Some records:
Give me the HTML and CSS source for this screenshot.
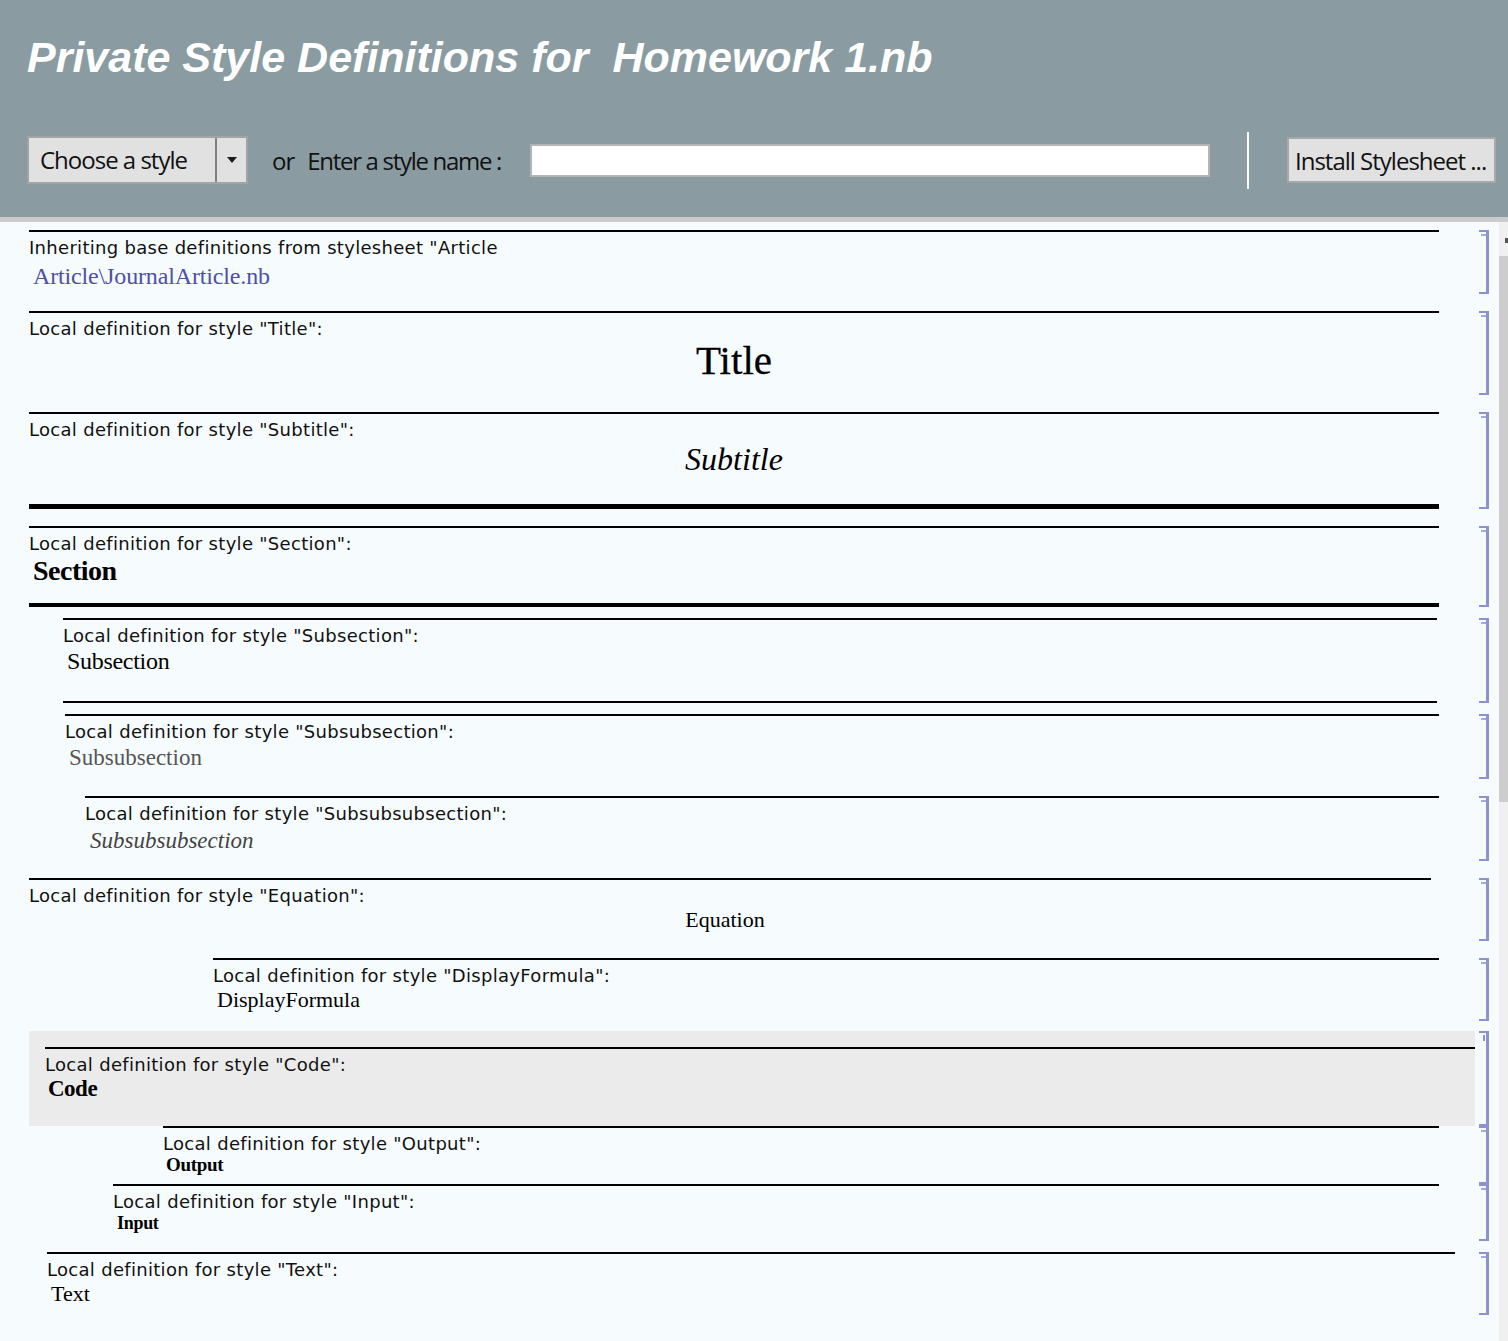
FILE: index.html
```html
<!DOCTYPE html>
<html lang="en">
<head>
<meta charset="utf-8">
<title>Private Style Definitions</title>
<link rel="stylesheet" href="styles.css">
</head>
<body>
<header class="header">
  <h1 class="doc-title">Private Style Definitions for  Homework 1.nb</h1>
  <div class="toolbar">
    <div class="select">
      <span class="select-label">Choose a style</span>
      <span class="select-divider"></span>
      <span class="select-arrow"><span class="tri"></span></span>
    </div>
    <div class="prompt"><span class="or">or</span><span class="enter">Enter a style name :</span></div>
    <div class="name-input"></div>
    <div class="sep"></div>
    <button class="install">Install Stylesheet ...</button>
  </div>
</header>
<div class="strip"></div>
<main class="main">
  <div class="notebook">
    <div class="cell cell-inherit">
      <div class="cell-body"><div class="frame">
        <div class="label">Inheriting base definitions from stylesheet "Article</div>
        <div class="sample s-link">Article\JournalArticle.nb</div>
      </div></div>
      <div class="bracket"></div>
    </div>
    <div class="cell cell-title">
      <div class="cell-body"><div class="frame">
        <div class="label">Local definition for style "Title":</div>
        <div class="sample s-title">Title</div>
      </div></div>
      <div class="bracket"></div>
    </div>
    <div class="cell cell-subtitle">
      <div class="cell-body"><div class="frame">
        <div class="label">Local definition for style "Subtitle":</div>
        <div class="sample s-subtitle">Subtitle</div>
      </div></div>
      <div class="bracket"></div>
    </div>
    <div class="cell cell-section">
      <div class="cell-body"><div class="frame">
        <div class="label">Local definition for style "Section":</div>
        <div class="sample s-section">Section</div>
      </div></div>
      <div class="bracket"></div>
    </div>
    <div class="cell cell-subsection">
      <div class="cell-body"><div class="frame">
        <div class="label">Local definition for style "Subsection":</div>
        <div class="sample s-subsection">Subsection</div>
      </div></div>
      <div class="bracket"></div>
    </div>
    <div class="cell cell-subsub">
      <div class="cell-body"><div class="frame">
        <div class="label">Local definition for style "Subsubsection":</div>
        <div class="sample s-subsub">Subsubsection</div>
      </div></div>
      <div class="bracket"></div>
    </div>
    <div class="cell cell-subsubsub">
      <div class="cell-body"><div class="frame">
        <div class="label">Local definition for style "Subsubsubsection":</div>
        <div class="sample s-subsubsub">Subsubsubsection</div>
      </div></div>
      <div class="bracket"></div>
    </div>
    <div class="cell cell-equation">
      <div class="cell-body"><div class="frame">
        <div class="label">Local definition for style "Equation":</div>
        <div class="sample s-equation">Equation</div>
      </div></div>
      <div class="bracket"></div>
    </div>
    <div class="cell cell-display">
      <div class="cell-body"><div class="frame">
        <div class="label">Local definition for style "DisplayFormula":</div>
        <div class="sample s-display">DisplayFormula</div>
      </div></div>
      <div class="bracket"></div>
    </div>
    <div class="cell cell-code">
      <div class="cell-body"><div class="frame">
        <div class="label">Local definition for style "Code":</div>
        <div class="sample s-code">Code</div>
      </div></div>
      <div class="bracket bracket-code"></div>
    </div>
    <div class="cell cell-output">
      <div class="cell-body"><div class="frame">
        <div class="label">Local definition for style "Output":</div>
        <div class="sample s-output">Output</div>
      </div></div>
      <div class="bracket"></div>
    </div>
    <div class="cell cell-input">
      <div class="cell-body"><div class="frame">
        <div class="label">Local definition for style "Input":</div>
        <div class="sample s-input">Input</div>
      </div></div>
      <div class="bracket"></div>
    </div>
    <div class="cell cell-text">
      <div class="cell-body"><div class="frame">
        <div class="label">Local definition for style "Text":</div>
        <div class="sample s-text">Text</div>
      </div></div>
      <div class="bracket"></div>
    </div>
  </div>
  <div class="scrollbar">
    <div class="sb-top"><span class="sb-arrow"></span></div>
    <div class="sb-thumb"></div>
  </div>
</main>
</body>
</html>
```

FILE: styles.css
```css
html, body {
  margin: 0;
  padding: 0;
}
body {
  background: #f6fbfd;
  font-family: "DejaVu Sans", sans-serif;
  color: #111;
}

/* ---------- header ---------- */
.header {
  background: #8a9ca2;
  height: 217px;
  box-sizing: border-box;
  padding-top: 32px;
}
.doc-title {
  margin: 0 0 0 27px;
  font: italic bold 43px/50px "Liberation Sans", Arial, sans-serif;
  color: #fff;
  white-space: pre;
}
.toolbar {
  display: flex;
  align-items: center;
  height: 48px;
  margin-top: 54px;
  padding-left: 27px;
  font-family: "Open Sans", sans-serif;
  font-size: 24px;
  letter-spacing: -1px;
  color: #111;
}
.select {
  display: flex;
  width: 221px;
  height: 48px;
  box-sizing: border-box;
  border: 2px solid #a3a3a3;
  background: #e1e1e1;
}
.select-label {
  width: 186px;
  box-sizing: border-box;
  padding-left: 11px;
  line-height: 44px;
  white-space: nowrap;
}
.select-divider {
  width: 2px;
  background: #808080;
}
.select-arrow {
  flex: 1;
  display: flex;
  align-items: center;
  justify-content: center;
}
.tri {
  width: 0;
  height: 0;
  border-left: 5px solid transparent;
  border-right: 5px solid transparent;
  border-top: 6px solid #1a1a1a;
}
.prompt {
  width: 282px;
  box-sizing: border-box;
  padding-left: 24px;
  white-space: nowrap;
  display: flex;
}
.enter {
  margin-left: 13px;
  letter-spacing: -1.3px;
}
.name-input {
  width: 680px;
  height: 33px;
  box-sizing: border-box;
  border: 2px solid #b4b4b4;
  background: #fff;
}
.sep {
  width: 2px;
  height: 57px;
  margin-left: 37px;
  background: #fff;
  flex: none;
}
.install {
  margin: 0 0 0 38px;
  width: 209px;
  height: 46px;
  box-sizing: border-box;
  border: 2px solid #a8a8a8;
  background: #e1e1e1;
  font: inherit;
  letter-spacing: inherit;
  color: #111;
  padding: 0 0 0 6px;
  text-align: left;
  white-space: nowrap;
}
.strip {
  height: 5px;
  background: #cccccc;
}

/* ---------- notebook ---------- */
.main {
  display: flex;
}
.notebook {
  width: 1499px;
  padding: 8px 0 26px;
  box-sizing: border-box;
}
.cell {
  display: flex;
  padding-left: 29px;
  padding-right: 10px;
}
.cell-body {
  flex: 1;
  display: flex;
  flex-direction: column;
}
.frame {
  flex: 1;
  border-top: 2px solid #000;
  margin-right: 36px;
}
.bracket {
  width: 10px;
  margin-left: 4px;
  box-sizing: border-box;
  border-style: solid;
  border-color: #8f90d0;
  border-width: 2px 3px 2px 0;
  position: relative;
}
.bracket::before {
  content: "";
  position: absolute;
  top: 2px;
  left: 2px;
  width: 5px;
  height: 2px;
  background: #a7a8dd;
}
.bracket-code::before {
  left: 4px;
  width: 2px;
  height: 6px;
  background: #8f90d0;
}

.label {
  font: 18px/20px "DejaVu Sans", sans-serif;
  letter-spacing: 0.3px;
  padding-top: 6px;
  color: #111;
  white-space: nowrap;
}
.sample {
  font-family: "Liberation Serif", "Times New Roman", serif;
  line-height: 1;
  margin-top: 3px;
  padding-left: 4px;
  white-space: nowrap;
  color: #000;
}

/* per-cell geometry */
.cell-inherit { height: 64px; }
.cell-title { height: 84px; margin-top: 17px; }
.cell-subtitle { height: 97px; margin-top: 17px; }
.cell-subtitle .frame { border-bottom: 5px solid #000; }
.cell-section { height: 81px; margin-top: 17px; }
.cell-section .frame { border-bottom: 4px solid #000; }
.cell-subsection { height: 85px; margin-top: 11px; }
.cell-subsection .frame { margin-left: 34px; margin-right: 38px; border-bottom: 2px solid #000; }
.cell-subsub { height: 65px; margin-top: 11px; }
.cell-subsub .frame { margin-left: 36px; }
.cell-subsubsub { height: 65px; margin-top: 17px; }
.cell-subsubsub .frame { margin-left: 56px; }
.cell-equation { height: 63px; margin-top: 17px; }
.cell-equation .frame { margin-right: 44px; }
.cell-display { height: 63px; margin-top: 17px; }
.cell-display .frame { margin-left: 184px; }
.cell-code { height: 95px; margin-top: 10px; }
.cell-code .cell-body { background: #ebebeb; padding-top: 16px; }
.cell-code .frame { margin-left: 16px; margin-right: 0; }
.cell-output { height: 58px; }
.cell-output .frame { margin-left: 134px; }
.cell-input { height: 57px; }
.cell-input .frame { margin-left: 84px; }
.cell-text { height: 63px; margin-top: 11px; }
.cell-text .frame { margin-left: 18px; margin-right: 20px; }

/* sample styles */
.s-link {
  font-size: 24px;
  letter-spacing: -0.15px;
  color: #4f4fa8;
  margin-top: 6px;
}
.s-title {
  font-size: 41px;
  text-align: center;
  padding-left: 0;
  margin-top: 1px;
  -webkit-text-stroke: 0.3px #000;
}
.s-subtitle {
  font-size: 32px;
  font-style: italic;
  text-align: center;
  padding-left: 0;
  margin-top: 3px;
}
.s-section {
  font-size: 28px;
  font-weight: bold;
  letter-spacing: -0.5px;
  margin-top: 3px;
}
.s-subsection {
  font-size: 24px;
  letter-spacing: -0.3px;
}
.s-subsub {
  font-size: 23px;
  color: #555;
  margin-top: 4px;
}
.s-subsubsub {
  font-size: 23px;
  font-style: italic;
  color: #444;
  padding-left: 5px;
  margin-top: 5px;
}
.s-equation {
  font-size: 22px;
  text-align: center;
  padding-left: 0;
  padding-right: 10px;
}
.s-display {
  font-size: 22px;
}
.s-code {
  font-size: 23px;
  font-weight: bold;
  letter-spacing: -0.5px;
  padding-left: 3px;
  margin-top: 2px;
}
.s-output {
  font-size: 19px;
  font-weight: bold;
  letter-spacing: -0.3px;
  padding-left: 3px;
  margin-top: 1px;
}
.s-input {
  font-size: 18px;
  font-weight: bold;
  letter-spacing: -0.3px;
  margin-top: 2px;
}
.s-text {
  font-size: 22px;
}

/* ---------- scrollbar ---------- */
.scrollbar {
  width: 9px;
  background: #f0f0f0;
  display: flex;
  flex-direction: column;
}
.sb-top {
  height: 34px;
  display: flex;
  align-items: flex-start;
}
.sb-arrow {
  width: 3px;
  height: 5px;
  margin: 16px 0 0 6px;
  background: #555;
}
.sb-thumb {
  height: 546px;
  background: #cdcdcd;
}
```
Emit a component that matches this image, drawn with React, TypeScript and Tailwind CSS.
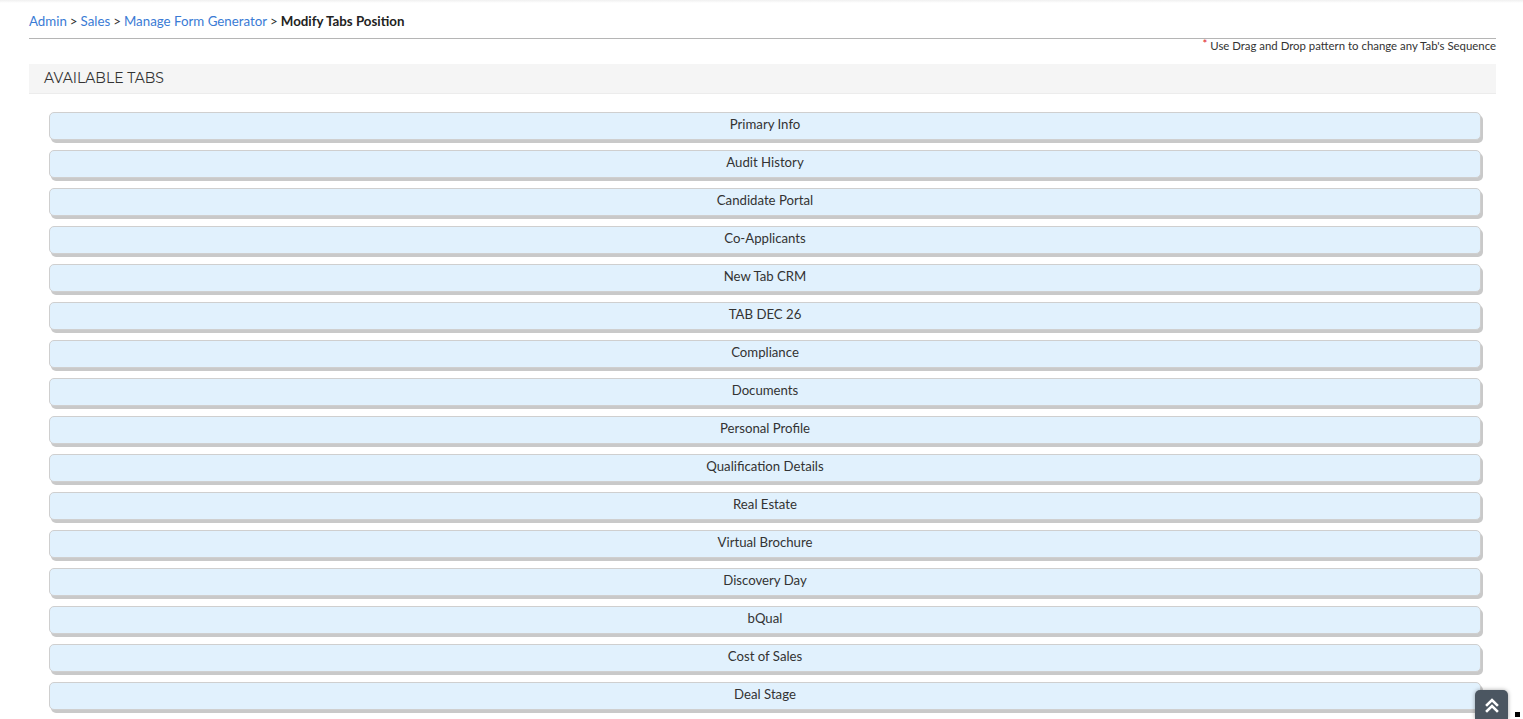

Exercise objective:
Note each line of the entries that has "this" in it, and copy those lines.

Response:
Give me the HTML and CSS source for this screenshot.
Emit a component that matches this image, drawn with React, TypeScript and Tailwind CSS.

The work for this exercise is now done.